Two Boeing Co. 737 jetliners swooped onto a factory airfield near Seattle in March, the last of the models once flown by a collapsed Russian carrier. They were headed for makeovers to erase the Cyrillic logos and any other trace of Transaero Airlines. Next stop: Dallas’s Love Field, where hometown carrier Southwest Airlines Co. is on a record shopping spree.

The imports are integral to what Jon Stephens, Southwest’s director of fleet transactions, describes as a “beautiful plan” to swap out some of its oldest models without spending lavishly. The carrier’s in the middle of acquiring 83 used Boeing 737-700s from around the world, the largest such haul in its more than four-decade history.

Southwest and its U.S. competitors — now awash in cash after earning record profits last year — are scouring developing nations for second-hand jetliners as cheap fuel makes older, less efficient aircraft more economical to operate. That bucks the traditional flow of hand-me-down planes from North American carriers to counterparts in emerging-market countries and makes an already volatile market for Boeing Co. and Airbus Group SE more unpredictable.

“If you’ve got excess things with wings, you are probably trying to sell it in the U.S. right now,” said George Ferguson, senior air transport analyst at Bloomberg Intelligence.

Driving the shift is the collapse of crude prices. While the commodities downturn has clipped economies from Russia to Brazil, lower fuel costs helped U.S. airlines earn almost US$19 billion last year.

Kevork Djansezian / Getty Images

United Continental Holdings Inc. is importing as many as two dozen used Airbus A319s from China. Delta Air Lines Inc., which pioneered the strategy, is studying taking used 737s as its Brazilian alliance partner, Gol Linhas Aereas Inteligentes SA, shrinks and restructures operations.

The carriers haven’t cut back on new aircraft orders, either, in a buyer’s market for cutting-edge jets. Because the used planes don’t need to be flown heavily to recoup capital costs, they can be added selectively to routes “so airlines have more schedule flexibility and can improve on-time performance,” said George Dimitroff, head of valuations for Ascend Flightglobal Consultancy.

Older planes lost their stigma in the U.S. during the last 15 years as four of the largest airlines filed for bankruptcy. To cut costs, they deferred orders and made do with planes they previously would have swapped for newer models.
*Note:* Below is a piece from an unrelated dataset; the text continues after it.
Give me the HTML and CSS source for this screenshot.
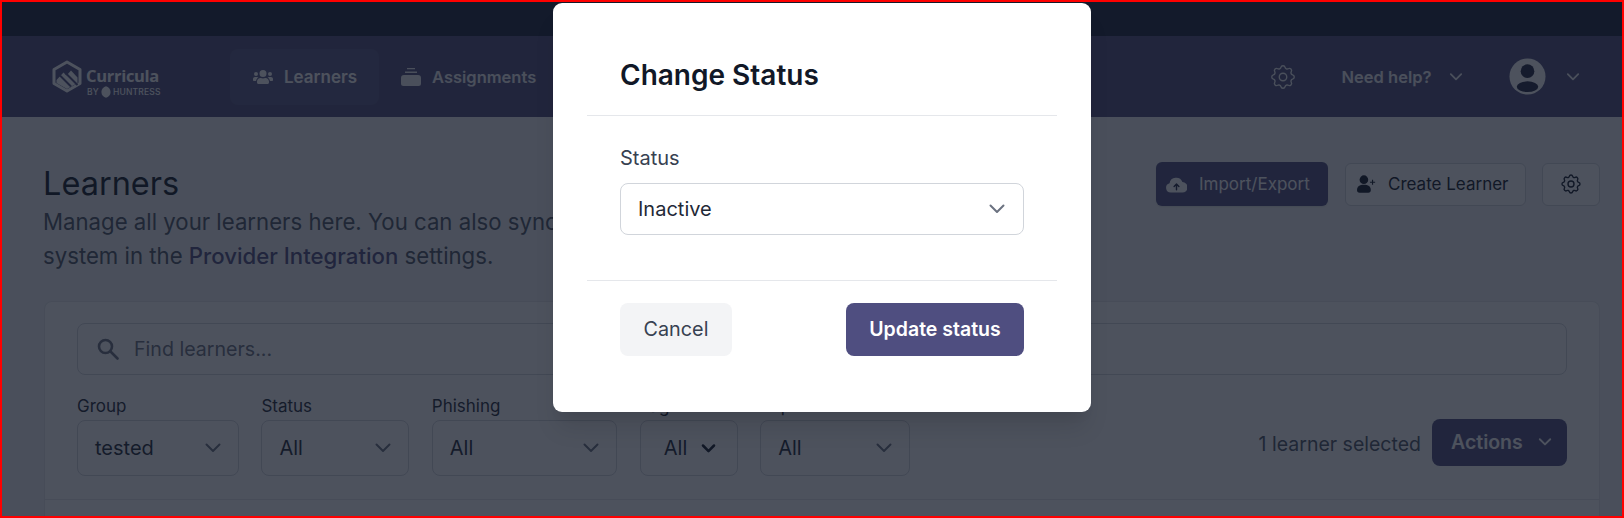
FILE: index.html
```html
<!DOCTYPE html>
<html lang="en">
<head>
<meta charset="utf-8">
<title>Learners</title>
<link rel="stylesheet" href="styles.css">
</head>
<body>
<svg class="defs" aria-hidden="true">
  <symbol id="gear" viewBox="0 0 24 24"><path fill="none" stroke="currentColor" stroke-linecap="round" stroke-linejoin="round" d="M10.325 4.317c.426-1.756 2.924-1.756 3.35 0a1.724 1.724 0 002.573 1.066c1.543-.94 3.31.826 2.37 2.37a1.724 1.724 0 001.065 2.572c1.756.426 1.756 2.924 0 3.35a1.724 1.724 0 00-1.066 2.573c.94 1.543-.826 3.31-2.37 2.37a1.724 1.724 0 00-2.572 1.065c-.426 1.756-2.924 1.756-3.35 0a1.724 1.724 0 00-2.573-1.066c-1.543.94-3.31-.826-2.37-2.37a1.724 1.724 0 00-1.065-2.572c-1.756-.426-1.756-2.924 0-3.35a1.724 1.724 0 001.066-2.573c-.94-1.543.826-3.31 2.37-2.37.996.608 2.296.07 2.572-1.065z"/><circle cx="12" cy="12" r="3" fill="none" stroke="currentColor"/></symbol>
  <symbol id="chev" viewBox="0 0 20 20"><path fill="none" stroke="currentColor" stroke-linecap="round" stroke-linejoin="round" d="M3.500 6.500 10 13l6.500-6.500"/></symbol>
</svg>
<div class="frame">
  <div class="topbar"></div>
  <nav class="nav">
    <div class="logo">
      <svg class="logo-mark" viewBox="0 0 30 33"><path fill="none" stroke="currentColor" stroke-width="3" stroke-linejoin="round" d="M15 2 28 9.500v14L15 31 2 23.500v-14z"/><path fill="currentColor" d="m4.500 20 7-7.500 3 3 4.500-5 6.500 7V23L15 29 4.500 23z"/><path fill="none" stroke="#4f4e7c" stroke-width="2" d="m8 15.500 11 11m-5.500-13.500 12 12"/></svg>
      <div class="logo-text">
        <span class="logo-name">Curricula</span>
        <span class="logo-by">BY <svg class="logo-cone" viewBox="0 0 12 14"><path fill="currentColor" d="M6 0c3 1 5.500 3 5.500 7S9 13 6 14C3 13 .5 11 .5 7S3 1 6 0z"/></svg>HUNTRESS</span>
      </div>
    </div>
    <a class="nav-item nav-active">
      <svg class="nav-icon" viewBox="0 0 640 512"><path fill="currentColor" d="M96 224a64 64 0 1 0 0-128 64 64 0 0 0 0 128zm448 0a64 64 0 1 0 0-128 64 64 0 0 0 0 128zm32 32h-64c-17.600 0-33.500 7.100-45.100 18.600 40.300 22.100 68.900 62 75.100 109.400h66c17.700 0 32-14.300 32-32v-32c0-35.300-28.700-64-64-64zm-256 0a112 112 0 1 0 0-224 112 112 0 0 0 0 224zm76.800 32h-8.300c-20.800 10-43.900 16-68.500 16s-47.600-6-68.500-16h-8.300C179.600 288 128 339.600 128 403.200V432c0 26.500 21.500 48 48 48h288c26.500 0 48-21.500 48-48v-28.800c0-63.600-51.600-115.200-115.200-115.200zm-223.700-13.400C161.500 263.100 145.600 256 128 256H64c-35.300 0-64 28.700-64 64v32c0 17.700 14.300 32 32 32h65.900c6.300-47.400 34.900-87.300 75.200-109.400z"/></svg>
      <span>Learners</span>
    </a>
    <a class="nav-item nav-second">
      <svg class="nav-icon" viewBox="0 0 20 18"><path fill="currentColor" d="M6 0h8v1.300H6zM4 3.500h12v1.500H4zM3 7h14a3 3 0 0 1 3 3v5.500a2.500 2.500 0 0 1-2.500 2.500h-15A2.500 2.500 0 0 1 0 15.500V10a3 3 0 0 1 3-3z"/></svg>
      <span>Assignments</span>
    </a>
    <div class="nav-right">
      <svg class="nav-gear"><use href="#gear"/></svg>
      <span class="help">Need help?</span>
      <svg class="chev-nav"><use href="#chev"/></svg>
      <svg class="avatar" viewBox="0 0 38 38"><defs><clipPath id="av"><circle cx="19" cy="19" r="18.500"/></clipPath></defs><circle cx="19" cy="19" r="18.500" fill="currentColor"/><g clip-path="url(#av)" fill="#212640"><circle cx="19" cy="13.500" r="7"/><ellipse cx="19" cy="29.500" rx="11" ry="5.500"/></g></svg>
      <svg class="chev-nav chev-last"><use href="#chev"/></svg>
    </div>
  </nav>
  <main class="main">
    <header class="page-head">
      <div class="page-title">
        <h1>Learners</h1>
        <p>Manage all your learners here. You can also sync learners from your HR<br>system in the <strong>Provider Integration</strong> settings.</p>
      </div>
      <div class="page-actions">
        <button class="btn btn-primary">
          <svg class="btn-icon" viewBox="0 0 22 17"><path fill="currentColor" d="M5 17a5 5 0 0 1-1.300-9.800A7 7 0 0 1 17.200 6 5.500 5.500 0 0 1 17 17z"/><path fill="none" stroke="#212640" stroke-width="1.500" stroke-linecap="round" stroke-linejoin="round" d="M11 14V8M8.500 10.500 11 8l2.500 2.500"/></svg>
          <span>Import/Export</span>
        </button>
        <button class="btn btn-outline">
          <svg class="btn-icon" viewBox="0 0 22 20"><circle cx="8" cy="5" r="5" fill="currentColor"/><path fill="currentColor" d="M0 17c0-4 3-6 8-6s8 2 8 6c0 2-1 3-3 3H3c-2 0-3-1-3-3z"/><path fill="none" stroke="currentColor" stroke-width="1.300" d="M18 5v6M15 8h6"/></svg>
          <span>Create Learner</span>
        </button>
        <button class="btn btn-outline btn-square" aria-label="Settings"><svg class="btn-gear"><use href="#gear"/></svg></button>
      </div>
    </header>
    <section class="card">
      <div class="card-body">
        <div class="search">
          <svg class="search-icon" viewBox="0 0 22 22"><circle cx="8.500" cy="8.500" r="6.500" fill="none" stroke="currentColor" stroke-width="2.600"/><path stroke="currentColor" stroke-width="2.600" stroke-linecap="round" d="m13.500 13.500 7 7"/></svg>
          <span>Find learners...</span>
        </div>
        <div class="filters">
          <label class="filter f-group"><span class="filter-label">Group</span><span class="select"><span>tested</span><svg class="chev"><use href="#chev"/></svg></span></label>
          <label class="filter f-status"><span class="filter-label">Status</span><span class="select"><span>All</span><svg class="chev"><use href="#chev"/></svg></span></label>
          <label class="filter f-phish"><span class="filter-label">Phishing</span><span class="select"><span>All</span><svg class="chev"><use href="#chev"/></svg></span></label>
          <label class="filter f-tag"><span class="filter-label">Tag</span><span class="select select-tight"><span>All</span><svg class="chev chev-dark"><use href="#chev"/></svg></span></label>
          <label class="filter f-report"><span class="filter-label">Report</span><span class="select"><span>All</span><svg class="chev"><use href="#chev"/></svg></span></label>
          <div class="bulk">
            <span class="bulk-count">1 learner selected</span>
            <button class="btn-actions"><span>Actions</span><svg class="chev-actions"><use href="#chev"/></svg></button>
          </div>
        </div>
      </div>
      <div class="card-rule"></div>
    </section>
  </main>
  <div class="overlay">
    <div class="modal">
      <h2 class="modal-title">Change Status</h2>
      <div class="modal-body">
        <div class="modal-label">Status</div>
        <div class="modal-select"><span>Inactive</span><svg class="modal-chev"><use href="#chev"/></svg></div>
      </div>
      <div class="modal-foot">
        <button class="m-btn m-cancel">Cancel</button>
        <button class="m-btn m-update">Update status</button>
      </div>
    </div>
  </div>
</div>
</body>
</html>
```
FILE: styles.css
```css
* { box-sizing: border-box; }
html, body { margin: 0; padding: 0; }
body { font-family: Inter, "Liberation Sans", sans-serif; background: #f3f4f6; overflow: hidden; }
.defs { position: absolute; width: 0; height: 0; }
svg { display: block; flex: none; stroke-width: 2; }

.frame { position: relative; width: 1624px; height: 518px; border: 2px solid #ff0000; overflow: hidden; background: #f3f4f6; color: #111827; }

.topbar { height: 34px; background: #19203b; }
.nav { height: 81px; background: #4f4e7c; display: flex; align-items: center; padding-left: 50px; color: #fff; }
.logo { display: flex; align-items: center; gap: 4px; width: 178px; }
.logo-mark { width: 30px; height: 33px; color: #fff; }
.logo-text { display: flex; flex-direction: column; }
.logo-name { font-family: "Open Sans", sans-serif; font-weight: 700; font-size: 16.500px; line-height: 20px; letter-spacing: -0.3px; margin-top: 10px; }
.logo-by { display: flex; align-items: center; gap: 2px; font-size: 8.500px; font-weight: 500; line-height: 12px; margin-left: 1px; letter-spacing: 0.2px; }
.logo-cone { width: 10px; height: 12px; }
.nav-item { display: flex; align-items: center; gap: 11px; height: 56px; padding: 0 23px; border-radius: 8px; font-size: 17px; font-weight: 600; color: #fff; }
.nav-active { background: #5a5986; width: 149px; }
.nav-second { font-size: 16.500px; padding-left: 22px; color: #f3f4f6; }
.nav-icon { width: 20px; height: 18px; }
.nav-right { margin-left: auto; display: flex; align-items: center; color: #f3f4f6; padding-right: 41px; }
.nav-gear { width: 30px; height: 30px; margin-right: 44px; stroke-width: 1.100; }
.help { font-size: 16.500px; font-weight: 600; }
.chev-nav { width: 16px; height: 16px; margin-left: 16.500px; stroke-width: 2.200; }
.avatar { width: 37px; height: 37px; margin-left: 45px; color: #fff; }
.chev-last { margin-left: 19px; }

.main { padding: 42px 22px 0 42px; }
.page-head { display: flex; justify-content: space-between; align-items: flex-start; }
.page-title { margin-left: -1px; }
.page-title h1 { margin: 4px 0 0; font-size: 32.500px; line-height: 42px; font-weight: 400; color: #111827; }
.page-title p { margin: 0; font-size: 22.200px; line-height: 34px; color: #4b5563; }
.page-title strong { font-weight: 500; color: #4f4e80; }
.page-actions { display: flex; align-items: center; gap: 17px; margin-top: 3px; }
.btn { display: flex; align-items: center; font-family: inherit; font-size: 17px; border-radius: 6px; height: 44px; }
.btn-primary { background: #4f4e80; border: 0; color: #fff; width: 172px; padding: 0 0 0 10px; gap: 12px; box-shadow: 0 1px 2px rgba(0,0,0,.1); }
.btn-outline { background: #fff; border: 1px solid #d1d5db; color: #111827; width: 181px; height: 43px; padding: 0 0 0 11px; gap: 12px; }
.btn-square { width: 58px; justify-content: center; padding: 0; margin-left: -1px; }
.btn-icon { width: 19px; height: 18px; flex: none; }
.btn-primary .btn-icon { width: 21px; height: 17px; color: #fff; }
.btn-gear { width: 24px; height: 24px; stroke-width: 1.400; }

.card { margin-top: 28px; background: #fff; border: 1px solid #e5e7eb; border-bottom: 0; border-radius: 8px 8px 0 0; height: 240px; }
.card-body { padding: 21px 32px 0 32px; }
.search { display: flex; align-items: center; gap: 15px; height: 52px; padding-left: 19px; border: 1px solid #d1d5db; border-radius: 8px; color: #6b7280; font-size: 19.600px; }
.search-icon { width: 22px; height: 22px; color: #6b7280; }
.filters { display: flex; align-items: flex-end; gap: 22.400px; margin-top: 22px; }
.filter { display: flex; flex-direction: column; }
.filter-label { font-size: 17px; line-height: 18px; color: #1f2937; height: 23px; }
.f-group { width: 162px; }
.f-status { width: 148px; }
.f-phish { width: 185.600px; }
.f-tag { width: 98px; }
.f-report { width: 150px; }
.select { display: flex; align-items: center; justify-content: space-between; height: 56px; padding: 0 15.500px 0 17px; border: 1px solid #d1d5db; border-radius: 8px; font-size: 20px; color: #1f2937; background: #fff; }
.select-tight { padding: 0 20px 0 23px; }
.chev { width: 20px; height: 20px; color: #6b7280; }
.chev-dark { width: 17px; height: 17px; color: #111827; stroke-width: 3; }
.bulk { margin-left: auto; display: flex; align-items: center; align-self: flex-end; height: 47px; margin-bottom: 10px; }
.bulk-count { font-size: 19.500px; color: #4b5563; margin: 2px 11px 0 0; }
.btn-actions { display: flex; align-items: center; width: 135px; height: 47px; padding: 0 0 2px 19px; border: 0; border-radius: 8px; background: #4f4e80; color: #fff; font-family: inherit; font-size: 19.500px; font-weight: 600; }
.chev-actions { width: 16px; height: 16px; margin-left: 14px; stroke-width: 2.400; }
.card-rule { height: 1px; background: #e5e7eb; margin-top: 23px; }

.overlay { position: absolute; inset: 0; background: rgba(17,24,39,.75); padding: 1px 0 0 551px; }
.modal { width: 538px; height: 409px; background: #fff; border-radius: 9px; padding: 0 34px; box-shadow: 0 20px 25px -5px rgba(0,0,0,.1), 0 10px 10px -5px rgba(0,0,0,.04); }
.modal-title { margin: 0; height: 113px; padding: 55px 0 0 33px; font-size: 28px; line-height: 34px; font-weight: 600; color: #111827; border-bottom: 1px solid #e5e7eb; }
.modal-body { height: 165px; padding: 30px 33px 0; border-bottom: 1px solid #e5e7eb; }
.modal-label { font-size: 20px; line-height: 24px; color: #374151; }
.modal-select { display: flex; align-items: center; justify-content: space-between; height: 52px; margin-top: 13px; padding: 0 16px 0 17px; border: 1px solid #d1d5db; border-radius: 8px; font-size: 20px; color: #1f2937; }
.modal-chev { width: 20px; height: 20px; color: #6b7280; }
.modal-foot { display: flex; justify-content: space-between; padding: 22px 33px 0; }
.m-btn { height: 53px; border: 0; border-radius: 8px; font-family: inherit; font-size: 20px; padding: 0 0 2px; }
.m-cancel { width: 112px; background: #f3f4f6; color: #374151; font-size: 19.800px; }
.m-update { width: 178px; background: #4f4e80; color: #fff; font-size: 19.500px; font-weight: 600; }
```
They’ve expanded the practice even as fortunes have reversed this decade, taking advantage of sophisticated maintenance operations to extend service.

If you’ve got excess things with wings, you are probably trying to sell it in the U.S. right now

Used-jet imports to North America jumped 29 per cent to 198 airplanes last year with Southwest leading the way, followed by Allegiant Travel Co. and Delta, according to Ascend data.
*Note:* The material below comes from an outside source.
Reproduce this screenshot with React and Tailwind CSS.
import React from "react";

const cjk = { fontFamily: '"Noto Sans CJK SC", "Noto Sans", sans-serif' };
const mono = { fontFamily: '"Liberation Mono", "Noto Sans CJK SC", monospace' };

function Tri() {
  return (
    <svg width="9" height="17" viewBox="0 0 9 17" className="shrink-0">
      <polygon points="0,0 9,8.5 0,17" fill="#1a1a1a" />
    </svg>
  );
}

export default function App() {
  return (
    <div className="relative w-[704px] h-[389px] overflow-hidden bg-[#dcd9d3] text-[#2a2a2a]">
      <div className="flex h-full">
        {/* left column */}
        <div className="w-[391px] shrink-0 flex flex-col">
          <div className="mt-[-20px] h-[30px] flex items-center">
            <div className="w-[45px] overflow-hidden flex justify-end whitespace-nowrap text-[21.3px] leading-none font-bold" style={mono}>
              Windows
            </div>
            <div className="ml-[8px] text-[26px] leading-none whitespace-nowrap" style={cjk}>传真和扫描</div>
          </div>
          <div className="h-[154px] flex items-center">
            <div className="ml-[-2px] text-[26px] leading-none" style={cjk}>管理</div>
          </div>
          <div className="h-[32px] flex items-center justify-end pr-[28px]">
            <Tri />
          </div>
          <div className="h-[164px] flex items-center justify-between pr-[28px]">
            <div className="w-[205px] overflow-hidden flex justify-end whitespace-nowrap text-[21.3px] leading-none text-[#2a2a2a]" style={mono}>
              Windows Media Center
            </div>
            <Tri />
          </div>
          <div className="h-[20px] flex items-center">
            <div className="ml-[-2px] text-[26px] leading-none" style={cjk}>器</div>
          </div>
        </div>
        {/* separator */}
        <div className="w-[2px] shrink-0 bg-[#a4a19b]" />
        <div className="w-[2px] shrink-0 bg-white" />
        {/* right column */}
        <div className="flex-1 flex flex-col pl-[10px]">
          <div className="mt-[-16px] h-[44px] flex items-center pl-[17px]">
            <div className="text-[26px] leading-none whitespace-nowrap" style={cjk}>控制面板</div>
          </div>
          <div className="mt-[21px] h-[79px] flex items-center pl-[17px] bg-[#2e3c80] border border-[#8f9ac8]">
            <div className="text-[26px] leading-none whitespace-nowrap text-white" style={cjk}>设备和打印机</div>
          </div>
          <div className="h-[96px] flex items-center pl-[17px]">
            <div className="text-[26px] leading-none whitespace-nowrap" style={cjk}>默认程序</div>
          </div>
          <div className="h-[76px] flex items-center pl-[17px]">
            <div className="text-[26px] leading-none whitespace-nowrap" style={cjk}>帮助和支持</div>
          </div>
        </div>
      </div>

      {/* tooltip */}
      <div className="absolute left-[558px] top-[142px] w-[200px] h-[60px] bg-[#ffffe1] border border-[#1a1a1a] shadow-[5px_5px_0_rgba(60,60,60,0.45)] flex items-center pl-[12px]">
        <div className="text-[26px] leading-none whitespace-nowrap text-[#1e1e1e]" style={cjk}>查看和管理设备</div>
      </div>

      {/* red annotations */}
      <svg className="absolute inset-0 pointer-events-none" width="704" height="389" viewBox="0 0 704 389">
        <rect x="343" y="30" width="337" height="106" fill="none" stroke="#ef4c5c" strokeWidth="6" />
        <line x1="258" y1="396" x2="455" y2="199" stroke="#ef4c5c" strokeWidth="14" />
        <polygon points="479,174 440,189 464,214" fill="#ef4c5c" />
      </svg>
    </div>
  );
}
Lower fuel bills mean airlines are hanging onto older single-aisle jets rather than parking or scrapping them. Of the smallest Airbus and Boeing models, only one A319 and no 737-700s have been disassembled for parts this year, compared with a total of 17 in 2015, according to Ascend.

“It’s partly a function of oil and lease expense and there’s actually demand by airlines like United and Southwest that want to acquire these airplanes and fly them,” Dimitroff said. “They’re more valuable as fliers than a collection of parts.”

The trend is adding to a topsy-turvy global aviation market for the leading manufacturers, Boeing and Airbus. They already face slowing sales as airlines navigate currency fluctuations and sub-US$50-a-barrel oil, which has reduced the incentive to buy more fuel-efficient aircraft.